First, let's figure out what $y'$ means. It's the derivative of $y$, which tells us how $y$ changes with respect to $x$. We'll use the product rule and chain rule for these. The product rule helps when you have two functions multiplied together, like $u \cdot v$, and its derivative is $u'v + uv'$. The chain rule helps when you have a function inside another function.

**Part (a):**
The function is $y = x e^{-x}$. We need to show if it fits the equation $x y^{\prime}=(1-x) y$.

1. **Find $y'$**:
* Let $u = x$, so $u' = 1$.
* Let $v = e^{-x}$. To find $v'$, we use the chain rule. The derivative of $e^k$ is $e^k$, and then we multiply by the derivative of $k$. Here $k = -x$, so its derivative is $-1$. So, $v' = e^{-x} \cdot (-1) = -e^{-x}$.
* Now use the product rule: $y' = u'v + uv'$
$y' = (1)(e^{-x}) + (x)(-e^{-x})$
$y' = e^{-x} - x e^{-x}$
We can factor out $e^{-x}$: $y' = e^{-x}(1-x)$.

2. **Check the left side of the equation ($x y'$):**
* Substitute our $y'$ into $x y'$:
$x y' = x [e^{-x}(1-x)]$
$x y' = x(1-x)e^{-x}$

3. **Check the right side of the equation ($(1-x) y$):**
* Substitute the original $y$ into $(1-x) y$:
$(1-x) y = (1-x) (x e^{-x})$
$(1-x) y = x(1-x)e^{-x}$

4. **Compare**: Both sides are $x(1-x)e^{-x}$. Since they are equal, the function satisfies the equation!

**Part (b):**
The function is $y = x e^{-x^2 / 2}$. We need to show if it fits the equation $x y^{\prime}=\left(1-x^{2}\right) y$.

1. **Find $y'$**:
* Let $u = x$, so $u' = 1$.
* Let $v = e^{-x^2 / 2}$. To find $v'$, we use the chain rule. The derivative of $e^k$ is $e^k$ times the derivative of $k$. Here $k = -x^2 / 2$. The derivative of $-x^2 / 2$ is $- (2x)/2 = -x$.
So, $v' = e^{-x^2 / 2} \cdot (-x) = -x e^{-x^2 / 2}$.
* Now use the product rule: $y' = u'v + uv'$
$y' = (1)(e^{-x^2 / 2}) + (x)(-x e^{-x^2 / 2})$
$y' = e^{-x^2 / 2} - x^2 e^{-x^2 / 2}$
We can factor out $e^{-x^2 / 2}$: $y' = e^{-x^2 / 2}(1-x^2)$.
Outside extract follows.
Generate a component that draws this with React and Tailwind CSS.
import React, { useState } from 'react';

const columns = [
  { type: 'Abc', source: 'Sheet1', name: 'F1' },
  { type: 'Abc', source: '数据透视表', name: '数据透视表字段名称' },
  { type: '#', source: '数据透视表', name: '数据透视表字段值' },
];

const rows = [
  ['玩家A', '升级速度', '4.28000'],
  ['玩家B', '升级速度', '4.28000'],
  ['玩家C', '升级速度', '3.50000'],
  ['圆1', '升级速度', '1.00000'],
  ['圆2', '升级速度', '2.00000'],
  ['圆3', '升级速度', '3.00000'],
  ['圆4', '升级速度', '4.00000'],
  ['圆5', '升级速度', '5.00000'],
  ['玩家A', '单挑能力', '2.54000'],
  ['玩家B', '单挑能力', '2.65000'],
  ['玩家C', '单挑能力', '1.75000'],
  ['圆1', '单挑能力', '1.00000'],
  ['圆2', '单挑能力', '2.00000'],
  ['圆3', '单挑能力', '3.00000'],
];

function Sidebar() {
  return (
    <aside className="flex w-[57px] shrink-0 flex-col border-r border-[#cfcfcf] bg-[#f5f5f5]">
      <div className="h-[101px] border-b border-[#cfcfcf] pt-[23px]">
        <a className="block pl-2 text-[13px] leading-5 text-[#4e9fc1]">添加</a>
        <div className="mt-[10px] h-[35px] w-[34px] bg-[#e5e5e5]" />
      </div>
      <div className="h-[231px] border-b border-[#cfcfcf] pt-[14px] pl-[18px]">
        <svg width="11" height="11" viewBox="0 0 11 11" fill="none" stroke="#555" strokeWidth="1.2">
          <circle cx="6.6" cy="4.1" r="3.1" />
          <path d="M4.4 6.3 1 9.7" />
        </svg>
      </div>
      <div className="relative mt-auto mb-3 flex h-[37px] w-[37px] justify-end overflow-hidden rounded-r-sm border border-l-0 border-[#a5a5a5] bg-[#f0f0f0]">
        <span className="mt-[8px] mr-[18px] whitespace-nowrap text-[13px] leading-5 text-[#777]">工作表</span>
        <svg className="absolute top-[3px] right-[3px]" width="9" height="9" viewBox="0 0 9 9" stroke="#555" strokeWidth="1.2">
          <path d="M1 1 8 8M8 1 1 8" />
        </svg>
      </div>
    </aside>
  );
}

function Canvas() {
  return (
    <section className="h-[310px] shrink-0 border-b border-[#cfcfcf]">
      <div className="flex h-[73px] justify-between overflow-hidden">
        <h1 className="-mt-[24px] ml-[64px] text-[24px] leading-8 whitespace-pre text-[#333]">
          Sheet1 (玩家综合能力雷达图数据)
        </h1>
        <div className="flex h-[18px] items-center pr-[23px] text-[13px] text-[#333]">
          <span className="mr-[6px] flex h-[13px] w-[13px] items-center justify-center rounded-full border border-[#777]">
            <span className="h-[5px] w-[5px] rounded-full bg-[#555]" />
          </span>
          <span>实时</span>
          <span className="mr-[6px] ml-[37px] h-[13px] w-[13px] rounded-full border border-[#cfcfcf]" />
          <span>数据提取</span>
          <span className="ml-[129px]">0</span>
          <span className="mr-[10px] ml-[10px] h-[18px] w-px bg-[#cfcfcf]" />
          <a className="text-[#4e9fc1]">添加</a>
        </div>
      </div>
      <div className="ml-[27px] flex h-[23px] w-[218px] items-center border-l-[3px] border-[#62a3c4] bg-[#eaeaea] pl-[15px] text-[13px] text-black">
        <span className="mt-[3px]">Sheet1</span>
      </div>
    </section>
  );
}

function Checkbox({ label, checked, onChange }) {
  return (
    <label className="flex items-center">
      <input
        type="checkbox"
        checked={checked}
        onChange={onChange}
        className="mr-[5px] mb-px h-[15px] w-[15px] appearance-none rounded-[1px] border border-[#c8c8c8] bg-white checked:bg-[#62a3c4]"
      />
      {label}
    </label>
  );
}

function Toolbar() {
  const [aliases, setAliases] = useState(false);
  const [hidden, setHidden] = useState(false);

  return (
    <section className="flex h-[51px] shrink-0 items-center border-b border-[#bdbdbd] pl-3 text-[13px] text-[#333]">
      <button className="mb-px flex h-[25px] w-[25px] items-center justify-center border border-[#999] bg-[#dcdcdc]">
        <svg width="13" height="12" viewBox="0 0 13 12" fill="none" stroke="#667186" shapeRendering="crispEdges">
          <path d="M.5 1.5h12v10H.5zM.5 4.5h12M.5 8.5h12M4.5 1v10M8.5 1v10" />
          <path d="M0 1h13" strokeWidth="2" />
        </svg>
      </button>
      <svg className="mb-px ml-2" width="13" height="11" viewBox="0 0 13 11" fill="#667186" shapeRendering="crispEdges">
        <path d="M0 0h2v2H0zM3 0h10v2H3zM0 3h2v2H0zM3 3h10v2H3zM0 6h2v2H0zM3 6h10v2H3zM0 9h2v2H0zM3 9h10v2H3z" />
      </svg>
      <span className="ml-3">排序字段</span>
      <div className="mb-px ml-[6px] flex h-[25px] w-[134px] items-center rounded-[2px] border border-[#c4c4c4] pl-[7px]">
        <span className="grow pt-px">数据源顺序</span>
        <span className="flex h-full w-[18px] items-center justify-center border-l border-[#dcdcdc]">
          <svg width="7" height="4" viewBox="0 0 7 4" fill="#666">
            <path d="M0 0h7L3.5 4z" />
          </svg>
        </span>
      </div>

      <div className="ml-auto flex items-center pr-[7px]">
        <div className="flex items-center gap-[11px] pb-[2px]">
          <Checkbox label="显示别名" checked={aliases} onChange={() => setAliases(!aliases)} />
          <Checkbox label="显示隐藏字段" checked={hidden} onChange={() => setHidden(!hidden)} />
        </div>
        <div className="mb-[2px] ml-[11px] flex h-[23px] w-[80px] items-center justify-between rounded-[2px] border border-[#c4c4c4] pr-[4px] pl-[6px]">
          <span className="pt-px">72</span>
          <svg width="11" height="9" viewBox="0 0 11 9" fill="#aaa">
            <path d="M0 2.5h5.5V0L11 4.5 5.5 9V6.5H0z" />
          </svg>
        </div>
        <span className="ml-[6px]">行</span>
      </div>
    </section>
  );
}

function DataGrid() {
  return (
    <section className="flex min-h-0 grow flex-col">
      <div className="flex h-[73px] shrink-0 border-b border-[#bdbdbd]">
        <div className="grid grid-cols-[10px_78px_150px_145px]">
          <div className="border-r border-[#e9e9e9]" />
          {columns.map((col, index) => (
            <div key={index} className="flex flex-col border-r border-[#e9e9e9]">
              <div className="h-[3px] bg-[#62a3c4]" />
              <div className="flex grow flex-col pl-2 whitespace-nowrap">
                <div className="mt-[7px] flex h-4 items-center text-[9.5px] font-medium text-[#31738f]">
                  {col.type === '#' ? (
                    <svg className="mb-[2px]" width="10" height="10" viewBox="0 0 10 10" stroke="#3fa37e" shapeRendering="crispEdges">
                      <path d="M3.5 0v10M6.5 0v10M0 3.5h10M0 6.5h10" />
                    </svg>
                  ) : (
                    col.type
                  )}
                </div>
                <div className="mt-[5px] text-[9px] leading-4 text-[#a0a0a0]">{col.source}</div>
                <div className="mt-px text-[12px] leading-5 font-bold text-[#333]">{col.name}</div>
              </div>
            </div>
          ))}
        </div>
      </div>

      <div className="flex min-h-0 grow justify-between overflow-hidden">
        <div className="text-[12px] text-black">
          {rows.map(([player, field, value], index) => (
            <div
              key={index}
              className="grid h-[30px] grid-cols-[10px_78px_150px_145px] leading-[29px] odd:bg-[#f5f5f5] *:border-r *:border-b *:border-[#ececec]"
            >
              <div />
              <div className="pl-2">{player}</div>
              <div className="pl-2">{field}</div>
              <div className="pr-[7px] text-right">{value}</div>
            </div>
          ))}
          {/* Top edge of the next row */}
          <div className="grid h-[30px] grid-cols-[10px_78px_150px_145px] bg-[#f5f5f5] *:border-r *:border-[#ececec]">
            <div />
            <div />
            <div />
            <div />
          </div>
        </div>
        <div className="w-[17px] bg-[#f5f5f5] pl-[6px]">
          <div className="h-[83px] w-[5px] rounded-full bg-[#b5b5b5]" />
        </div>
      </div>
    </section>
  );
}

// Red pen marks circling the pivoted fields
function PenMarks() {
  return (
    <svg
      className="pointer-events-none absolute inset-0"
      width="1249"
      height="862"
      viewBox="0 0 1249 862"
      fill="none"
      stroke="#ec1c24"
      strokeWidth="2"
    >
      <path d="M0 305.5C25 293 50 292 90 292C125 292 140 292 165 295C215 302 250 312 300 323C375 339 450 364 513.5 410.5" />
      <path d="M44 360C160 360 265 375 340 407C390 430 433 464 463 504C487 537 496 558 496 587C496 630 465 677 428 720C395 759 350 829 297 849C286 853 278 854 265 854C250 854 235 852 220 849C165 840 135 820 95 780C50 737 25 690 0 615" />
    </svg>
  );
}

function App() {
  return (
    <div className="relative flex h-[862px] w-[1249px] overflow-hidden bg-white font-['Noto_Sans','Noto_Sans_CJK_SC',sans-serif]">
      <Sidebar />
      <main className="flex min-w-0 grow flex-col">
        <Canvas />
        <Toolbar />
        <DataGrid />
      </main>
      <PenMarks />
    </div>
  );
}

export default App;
2. **Check the left side of the equation ($x y'$):**
* Substitute our $y'$ into $x y'$:
$x y' = x [e^{-x^2 / 2}(1-x^2)]$
$x y' = x(1-x^2)e^{-x^2 / 2}$

3. **Check the right side of the equation ($(1-x^2) y$):**
* Substitute the original $y$ into $(1-x^2) y$:
$(1-x^2) y = (1-x^2) (x e^{-x^2 / 2})$
$(1-x^2) y = x(1-x^2)e^{-x^2 / 2}$

4. **Compare**: Both sides are $x(1-x^2)e^{-x^2 / 2}$. Since they are equal, this function also satisfies the equation!